A transect diagram is a visual representation used in various scientific disciplines, such as geography, ecology, and geology, to illustrate the distribution and changes in features along a specific line or path.

How is a transect diagram created?

A transect diagram is typically created by drawing a straight line or path across a particular area of interest. This line represents the transect. Along the transect line, measurements or observations of various features, such as vegetation, soil composition, or elevation, are recorded and plotted on the diagram.

What is the purpose of a transect diagram?

The primary purpose of a transect diagram is to provide a visual representation of how different features change across a specific area or gradient.
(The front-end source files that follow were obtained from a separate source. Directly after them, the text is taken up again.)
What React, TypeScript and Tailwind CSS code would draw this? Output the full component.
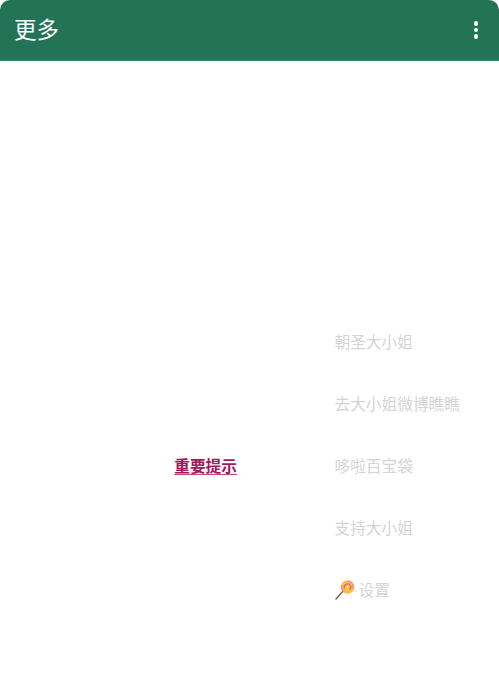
import React from 'react';

const links = ['朝圣大小姐', '去大小姐微博瞧瞧', '哆啦百宝袋', '支持大小姐'];

const Lollipop: React.FC = () => (
  <svg width="20" height="20" viewBox="0 0 20 20" className="shrink-0">
    <line x1="1" y1="19" x2="8.5" y2="10.5" stroke="#7a5c50" strokeWidth="1.4" strokeLinecap="round" />
    <circle cx="12.5" cy="7" r="6.8" fill="#fbbf3c" />
    <path d="M12.5 1.2a5.8 5.8 0 0 1 5.6 7.2M7 5a5.8 5.8 0 0 0 2.2 6.6" fill="none" stroke="#ee82a8" strokeWidth="1.3" />
    <path d="M9.6 8.4a3.2 3.2 0 1 1 5 1.2" fill="none" stroke="#e0609e" strokeWidth="1.3" />
    <circle cx="12.5" cy="7" r="1" fill="#fff0b0" />
  </svg>
);

export default function App() {
  return (
    <div className="h-[683px] w-full bg-white font-['Noto_Sans_CJK_SC','Liberation_Sans',sans-serif]">
      <header className="flex h-[61px] items-center justify-between rounded-t-[10px] border-b border-[#2f8a6a] bg-[#237357] pl-[14px] pr-[21px]">
        <h1 className="pb-[2px] text-[22.5px] font-normal text-white">更多</h1>
        <div className="flex flex-col gap-[2px]">
          <span className="h-[4.5px] w-[4.5px] rounded-full bg-white" />
          <span className="h-[4.5px] w-[4.5px] rounded-full bg-white" />
          <span className="h-[4.5px] w-[4.5px] rounded-full bg-white" />
        </div>
      </header>

      <main className="flex items-center pt-[250px]">
        <div className="flex w-[334.5px] justify-end pr-[97.5px]">
          <a className="text-[15.7px] font-bold leading-[20px] text-[#a3195b] underline decoration-[#c9457f] underline-offset-2">重要提示</a>
        </div>
        <ul className="flex flex-col text-[15.7px] text-[#d4d4d4]">
          {links.map((label) => (
            <li key={label} className="flex h-[62px] items-center">{label}</li>
          ))}
          <li className="flex h-[62px] items-center gap-[4px]">
            <Lollipop />
            <span>设置</span>
          </li>
        </ul>
      </main>
    </div>
  );
}
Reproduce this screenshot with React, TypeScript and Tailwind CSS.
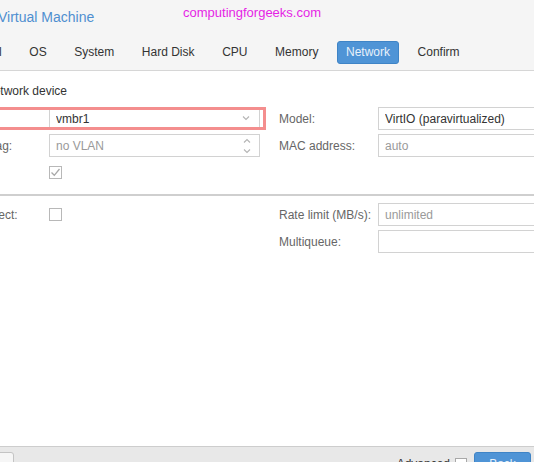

It helps scientists and researchers understand the spatial patterns, relationships, and variations in the studied characteristics.

What are some applications of transect diagrams?

Transect diagrams find applications in a wide range of fields. For example, ecologists use transects to study the distribution of plant and animal species along an environmental gradient. Geologists employ them to investigate changes in rock formations or soil composition. In urban planning, transects help analyze land use patterns and infrastructure development along a designated path.

What are the advantages of using transect diagrams?

Transect diagrams offer several advantages for scientific research. They provide a concise visual summary of complex data, making it easier to identify patterns and trends. Transects also facilitate the comparison of different locations or areas, allowing for spatial analysis. Moreover, transect diagrams can be used to communicate research findings effectively to a wider audience, including policymakers and stakeholders.